I have some network configurations to do and when I did start, it triggered a spanning tree re election. Lucky I was, it only took a few seconds so no outage on vsan, appart all ESXi on non prefered site went red with failures to access vsan datastore... But network issue was too short to trigger a failover, cool !
I need to go on with network job, so small network issues may happen again, and I wish to avoid a vsan failure. I can't migrate all on one site as the network issues may be between site 1 and site 2, but also site 1 and witness and / or site 2 and witness.
Hence having site 2 in maintenance, if network fails a few seconds between site 1 and witness, everything is lost.
I was wondering, which timeouts could be adjusted before HA triggers poweroff VMs and failover ?

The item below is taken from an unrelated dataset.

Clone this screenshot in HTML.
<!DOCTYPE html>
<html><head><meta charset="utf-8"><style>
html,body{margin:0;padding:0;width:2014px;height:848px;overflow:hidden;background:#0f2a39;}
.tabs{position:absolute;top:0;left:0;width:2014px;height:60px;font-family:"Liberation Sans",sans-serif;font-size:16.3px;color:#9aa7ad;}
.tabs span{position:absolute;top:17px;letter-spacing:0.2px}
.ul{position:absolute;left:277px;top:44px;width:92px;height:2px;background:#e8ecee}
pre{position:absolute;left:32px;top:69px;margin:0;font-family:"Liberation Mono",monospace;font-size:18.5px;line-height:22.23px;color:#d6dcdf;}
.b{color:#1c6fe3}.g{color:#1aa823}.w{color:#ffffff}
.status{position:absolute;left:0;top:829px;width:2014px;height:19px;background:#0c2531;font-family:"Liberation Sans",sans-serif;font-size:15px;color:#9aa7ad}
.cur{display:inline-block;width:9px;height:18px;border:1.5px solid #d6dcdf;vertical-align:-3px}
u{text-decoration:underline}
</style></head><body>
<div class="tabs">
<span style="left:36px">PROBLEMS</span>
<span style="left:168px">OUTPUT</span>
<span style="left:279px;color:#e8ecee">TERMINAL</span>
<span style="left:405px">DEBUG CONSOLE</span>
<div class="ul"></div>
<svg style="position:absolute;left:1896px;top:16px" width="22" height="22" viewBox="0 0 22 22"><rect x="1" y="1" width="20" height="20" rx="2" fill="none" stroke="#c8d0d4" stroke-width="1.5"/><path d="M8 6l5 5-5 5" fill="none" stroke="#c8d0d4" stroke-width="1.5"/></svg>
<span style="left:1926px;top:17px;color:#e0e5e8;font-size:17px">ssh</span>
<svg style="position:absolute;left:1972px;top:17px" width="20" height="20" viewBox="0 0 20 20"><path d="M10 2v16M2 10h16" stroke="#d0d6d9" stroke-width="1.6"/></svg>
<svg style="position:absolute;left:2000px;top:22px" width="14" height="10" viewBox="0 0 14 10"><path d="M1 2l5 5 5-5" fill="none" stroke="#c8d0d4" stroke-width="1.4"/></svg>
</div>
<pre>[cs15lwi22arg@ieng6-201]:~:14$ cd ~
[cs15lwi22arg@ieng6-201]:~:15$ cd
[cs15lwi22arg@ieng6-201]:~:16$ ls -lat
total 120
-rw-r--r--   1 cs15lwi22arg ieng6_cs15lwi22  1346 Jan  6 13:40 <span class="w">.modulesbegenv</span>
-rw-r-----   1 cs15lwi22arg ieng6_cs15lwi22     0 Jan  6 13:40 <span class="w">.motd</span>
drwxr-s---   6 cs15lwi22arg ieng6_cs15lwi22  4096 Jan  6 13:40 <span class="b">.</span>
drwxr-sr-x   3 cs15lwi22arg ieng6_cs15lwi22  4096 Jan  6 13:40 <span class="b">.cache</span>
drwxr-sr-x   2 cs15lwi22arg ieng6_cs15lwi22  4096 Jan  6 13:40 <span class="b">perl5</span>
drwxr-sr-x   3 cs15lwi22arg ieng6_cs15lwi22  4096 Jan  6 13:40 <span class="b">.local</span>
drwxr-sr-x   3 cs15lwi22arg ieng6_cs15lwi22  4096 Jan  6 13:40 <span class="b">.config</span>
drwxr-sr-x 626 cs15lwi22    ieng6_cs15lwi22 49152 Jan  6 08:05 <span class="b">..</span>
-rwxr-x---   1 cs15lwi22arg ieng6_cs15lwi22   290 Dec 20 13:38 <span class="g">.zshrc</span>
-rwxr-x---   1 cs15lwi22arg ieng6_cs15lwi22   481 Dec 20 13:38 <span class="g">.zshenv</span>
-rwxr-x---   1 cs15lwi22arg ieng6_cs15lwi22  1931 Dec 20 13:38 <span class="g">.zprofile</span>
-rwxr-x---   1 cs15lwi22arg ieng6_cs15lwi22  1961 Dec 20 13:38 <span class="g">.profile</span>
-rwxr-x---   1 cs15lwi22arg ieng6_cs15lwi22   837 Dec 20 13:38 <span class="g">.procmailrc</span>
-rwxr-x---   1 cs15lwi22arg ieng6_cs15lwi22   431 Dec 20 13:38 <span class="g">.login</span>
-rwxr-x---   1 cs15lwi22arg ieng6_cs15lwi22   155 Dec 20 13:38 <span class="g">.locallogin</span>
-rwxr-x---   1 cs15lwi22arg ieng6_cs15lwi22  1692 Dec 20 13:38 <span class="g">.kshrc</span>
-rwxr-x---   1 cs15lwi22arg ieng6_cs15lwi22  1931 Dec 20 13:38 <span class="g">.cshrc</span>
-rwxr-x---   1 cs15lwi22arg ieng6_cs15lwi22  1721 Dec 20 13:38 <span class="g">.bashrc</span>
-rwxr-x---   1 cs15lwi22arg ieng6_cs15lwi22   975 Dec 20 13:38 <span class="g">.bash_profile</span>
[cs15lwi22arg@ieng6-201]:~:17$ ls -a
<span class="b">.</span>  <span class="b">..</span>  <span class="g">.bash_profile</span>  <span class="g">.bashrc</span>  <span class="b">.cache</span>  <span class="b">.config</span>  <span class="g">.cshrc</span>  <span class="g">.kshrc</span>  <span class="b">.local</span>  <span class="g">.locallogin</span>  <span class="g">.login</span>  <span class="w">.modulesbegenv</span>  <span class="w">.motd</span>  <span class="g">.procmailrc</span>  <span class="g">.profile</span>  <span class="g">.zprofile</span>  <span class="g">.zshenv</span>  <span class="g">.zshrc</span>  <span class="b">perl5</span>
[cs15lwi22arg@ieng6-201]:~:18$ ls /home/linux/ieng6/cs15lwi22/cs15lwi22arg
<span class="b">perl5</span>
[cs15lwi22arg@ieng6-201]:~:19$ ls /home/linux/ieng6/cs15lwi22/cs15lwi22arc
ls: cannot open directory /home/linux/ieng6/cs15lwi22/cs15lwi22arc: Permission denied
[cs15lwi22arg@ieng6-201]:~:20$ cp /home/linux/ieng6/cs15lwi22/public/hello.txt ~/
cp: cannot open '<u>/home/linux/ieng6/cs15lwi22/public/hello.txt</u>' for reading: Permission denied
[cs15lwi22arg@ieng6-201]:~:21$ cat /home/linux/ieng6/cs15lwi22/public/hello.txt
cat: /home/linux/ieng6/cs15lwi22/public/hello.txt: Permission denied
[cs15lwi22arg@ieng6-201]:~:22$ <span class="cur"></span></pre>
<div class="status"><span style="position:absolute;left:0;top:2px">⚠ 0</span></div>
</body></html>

I prefer a lot to have a few VMs that would crash because their storage is inaccessible a few seconds than a complete poweroff and failover of a full site. Because I know for sure (been there sadly) that some OS do accept disk outage with no problem while others do crash miserably on first disk issue.
But I am not sure that only HA should be tuned here, maybe some vsan parameters (special parameters for stretched clusters maybe) any ideas ?

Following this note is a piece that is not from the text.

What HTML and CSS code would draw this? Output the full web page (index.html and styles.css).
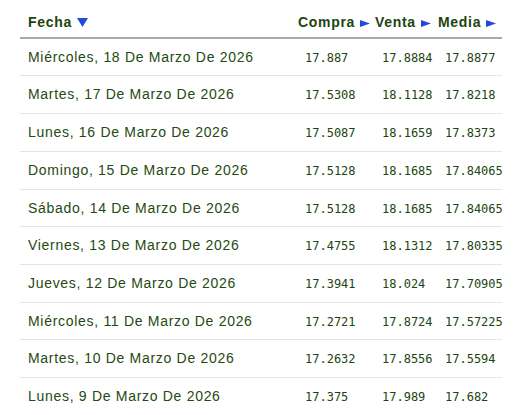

In more general way, does a document that describes all the parameters related to HA / vsan failures (such as timeouts) exists somewhere ?
No you can't really make those changes for the time-outs. You could of course disable HA completely temporarily, but it would probably be best to just use maintenance mode and migrate the VMs between locations to avoid downtime, that is what makes most sense to me.

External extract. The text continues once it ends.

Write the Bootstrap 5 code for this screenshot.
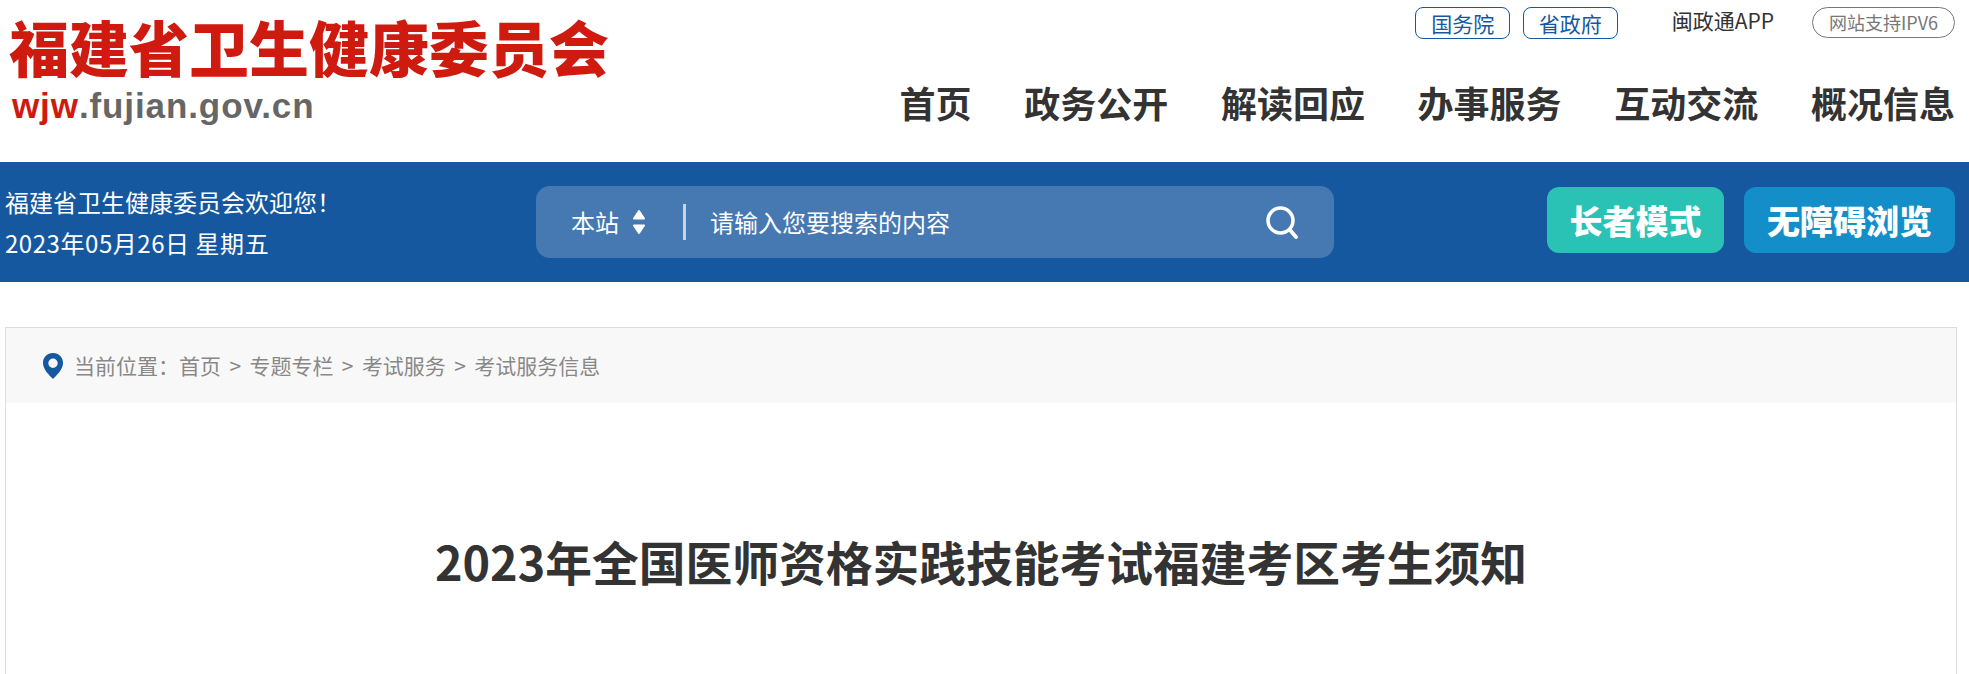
<!DOCTYPE html>
<html lang="zh-CN">
<head>
  <meta charset="UTF-8">
  <title>福建省卫生健康委员会</title>
  <link href="https://cdn.jsdelivr.net/npm/bootstrap@5.3.2/dist/css/bootstrap.min.css" rel="stylesheet">
  <style>
    html, body { height: 674px; overflow: hidden; }
    body { font-family: "Noto Sans", "Noto Sans CJK SC", sans-serif; color: #333; background: #fff; }
    .wrap-box { margin-left: 5px; width: 1952px; }

    /* cabecera */
    .top-head { height: 162px; }
    .logo-box { padding-left: 4px; padding-top: 11px; }
    .logo-cn { font-family: "Noto Sans CJK SC", sans-serif; font-weight: 900; font-size: 60px; line-height: 70px; color: #cf1a10; white-space: nowrap; }
    .logo-en { font-family: "Liberation Sans", sans-serif; font-weight: 700; font-size: 35px; line-height: 40px; color: #666; letter-spacing: 0.9px; margin-left: 3px; margin-top: 5px; }
    .logo-en b { color: #cf1a10; }
    .top-links { height: 40px; padding-top: 7px; font-size: 21px; font-family: "Noto Sans CJK SC", sans-serif; }
    .link-pill { display: block; width: 95px; height: 32px; line-height: 30px; text-align: center; color: #16589f; border: 1px solid #16589f; border-radius: 8px; text-decoration: none; }
    .link-pill + .link-pill { margin-left: 12.5px; }
    .link-app { color: #333; line-height: 27px; margin-left: 54px; margin-right: 38px; }
    .link-ipv { width: 143px; height: 31px; line-height: 29px; text-align: center; color: #777; border: 1px solid #777; border-radius: 16px; font-size: 18px; margin-right: 2px; }
    .main-nav { margin-top: 35px; gap: 52.7px; margin-right: 2px; }
    .main-nav a { font-family: "Noto Sans CJK SC", sans-serif; font-size: 36px; line-height: 54px; font-weight: 700; color: #333; text-decoration: none; }

    /* franja azul */
    .blue-band { height: 120px; background: #16589f; color: #fff; }
    .band-inner { height: 120px; }
    .welcome { width: 531px; font-family: "Noto Sans CJK SC", sans-serif; font-size: 24px; line-height: 41px; }
    .date-line { letter-spacing: 0.55px; }
    .search-box { width: 798px; height: 72px; background: #4678b2; border-radius: 14px; font-family: "Noto Sans CJK SC", sans-serif; font-size: 24px; }
    .site-pick { width: 150px; padding-left: 35px; height: 36px; line-height: 36px; border-right: 3px solid #c5d4e6; }
    .search-text { padding-left: 24px; }
    .search-ico { margin-right: 35px; }
    .mode-btn { height: 66px; line-height: 62px; border-radius: 12px; color: #fff; font-family: "Noto Sans CJK SC", sans-serif; font-size: 33px; font-weight: 900; text-align: center; border: 0; padding: 0; }
    .mode-old { width: 177px; background: #29c2b5; }
    .mode-free { width: 211px; background: #138ec9; margin-left: 20px; }
    .mode-row { margin-right: 2px; margin-bottom: 4px; }

    /* contenido */
    .page-box { margin-top: 45px; height: 500px; border: 1px solid #ddd; }
    .crumb-bar { height: 75px; background: #f8f8f8; padding-left: 36px; font-family: "Noto Sans CJK SC", sans-serif; font-size: 21px; color: #888; }
    .crumb-bar svg { margin-right: 10px; }
    .crumb-bar span { margin: 0 8.4px; }
    .doc-title { font-family: "Noto Sans CJK SC", sans-serif; font-size: 46.75px; font-weight: 700; line-height: 70px; color: #333; text-align: center; margin: 0; padding-top: 123px; }
  </style>
</head>
<body>

  <!-- cabecera -->
  <div class="wrap-box top-head d-flex justify-content-between">
    <div class="logo-box">
      <div class="logo-cn">福建省卫生健康委员会</div>
      <div class="logo-en"><b>wjw</b>.fujian.gov.cn</div>
    </div>
    <div class="d-flex flex-column align-items-end">
      <div class="top-links d-flex align-items-start">
        <a class="link-pill" href="#">国务院</a>
        <a class="link-pill" href="#">省政府</a>
        <div class="link-app">闽政通APP</div>
        <div class="link-ipv">网站支持IPV6</div>
      </div>
      <nav class="main-nav d-flex">
        <a href="#">首页</a>
        <a href="#">政务公开</a>
        <a href="#">解读回应</a>
        <a href="#">办事服务</a>
        <a href="#">互动交流</a>
        <a href="#">概况信息</a>
      </nav>
    </div>
  </div>

  <!-- franja azul -->
  <div class="blue-band">
    <div class="wrap-box band-inner d-flex align-items-center">
      <div class="welcome">
        <div>福建省卫生健康委员会欢迎您！</div>
        <div class="date-line">2023年05月26日 星期五</div>
      </div>
      <div class="search-box d-flex align-items-center">
        <div class="site-pick d-flex align-items-center">
          本站
          <svg class="ms-2 ps-1" width="20" height="28" viewBox="0 0 16 28"><path d="M8 3 L13 10.5 H3 Z M8 25 L3 17.5 H13 Z" fill="#fff" stroke="#fff" stroke-width="2" stroke-linejoin="round"/></svg>
        </div>
        <div class="search-text flex-grow-1">请输入您要搜索的内容</div>
        <svg class="search-ico" width="34" height="34" viewBox="0 0 34 34"><circle cx="15.5" cy="15.5" r="12.5" fill="none" stroke="#fff" stroke-width="3.5"/><path d="M25 25 L31 32" stroke="#fff" stroke-width="3.8" stroke-linecap="round"/></svg>
      </div>
      <div class="ms-auto d-flex mode-row">
        <button class="mode-btn mode-old">长者模式</button>
        <button class="mode-btn mode-free">无障碍浏览</button>
      </div>
    </div>
  </div>

  <!-- contenido -->
  <div class="wrap-box page-box">
    <div class="crumb-bar d-flex align-items-center">
      <svg width="22" height="26" viewBox="0 0 22 26"><path fill-rule="evenodd" d="M11 0 C4.9 0 1 4.5 1 10 C1 16.5 7.5 22.5 11 26 C14.5 22.5 21 16.5 21 10 C21 4.5 17.1 0 11 0 Z M11 5.5 A4.7 4.7 0 1 1 11 14.9 A4.7 4.7 0 1 1 11 5.5 Z" fill="#16589f"/></svg>
      当前位置：首页<span>&gt;</span>专题专栏<span>&gt;</span>考试服务<span>&gt;</span>考试服务信息
    </div>
    <h1 class="doc-title">2023年全国医师资格实践技能考试福建考区考生须知</h1>
  </div>

  <script src="https://cdn.jsdelivr.net/npm/bootstrap@5.3.2/dist/js/bootstrap.bundle.min.js"></script>
</body>
</html>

The problem is I can't be sure which links would be impacted during these network operations.
Could be between site 1 and witness site, site 1 and 2, site 2 and witness.
So if I have site 2 in maintenance, and link between site 1 and witness is gone, vsan shuts off.
Just to be sure to understand, only HA is responsible of powering off VMs in vsan stretched cluster ? vsan will not do it itself ?
Also, do you have knowledge of default timers ? Is 15 seconds the actual delay before HA power off a complete vsan site ? (regarding this : https://kb.vmware.com/s/article/1000510 )
Because last time I think the network outage was about 4 or 5 seconds, and did not cause any poweroff / restart
Thanks for the info 👍
Do you have knowledge of the default timers ? Specificaly the vsan one you mention that would start to power off everything when quorum is lost on a site ?
edit : I just read your deep dive clustering pdf, but I am not sure. It's written about 30sec delay before isolation response (HA) but I don't know about the internal vsan kill mecanism how much the delay is.
I understand I could achieve what I want by temporarly setting VSAN.AutoTerminateGhostVm to 0 and increasing das.config.fdm.isolationPolicyDelaySec but that would not be supported at all.
you need to keep in mind the following:
if you have a failure between Site A and Site B, with vSAN the "preferred site" will automatically take ownership of ALL components. Which means that if that is Site A, that Site B will lose access to ALL components, including the local components. if HA is active, then HA will restart all the VMs which are running in B also in Site A. Without "Autoterminateghost" enabled, vSAN would not kill the VMs in Site B. Which means you would have two identical instances of the same VM running at the same time. I would not recommend this! Let me repeat, I would not recommend this ever!
Yes, I have full knowledge of this.
Do you know what is the delay before vsan internal mecanics will kill VMs on isolated site ? Is it tunnable to be a little more permissive ?
Just for info, I did test 2 scenarios :
complete site network isolation
single ESXi network isolation
Both where about the same delay : VM powered off arround 60 sec and restart happens a few seconds after
I also tested single ESXi network isolation for 30 sec then resolve the network isolation, VMs running on this ESXi kept running and did not suffer a restart.
So for my initial question, having at least 30 seconds of delay before VM restarts is egnouth to prevent failovers if I get temporary network issues.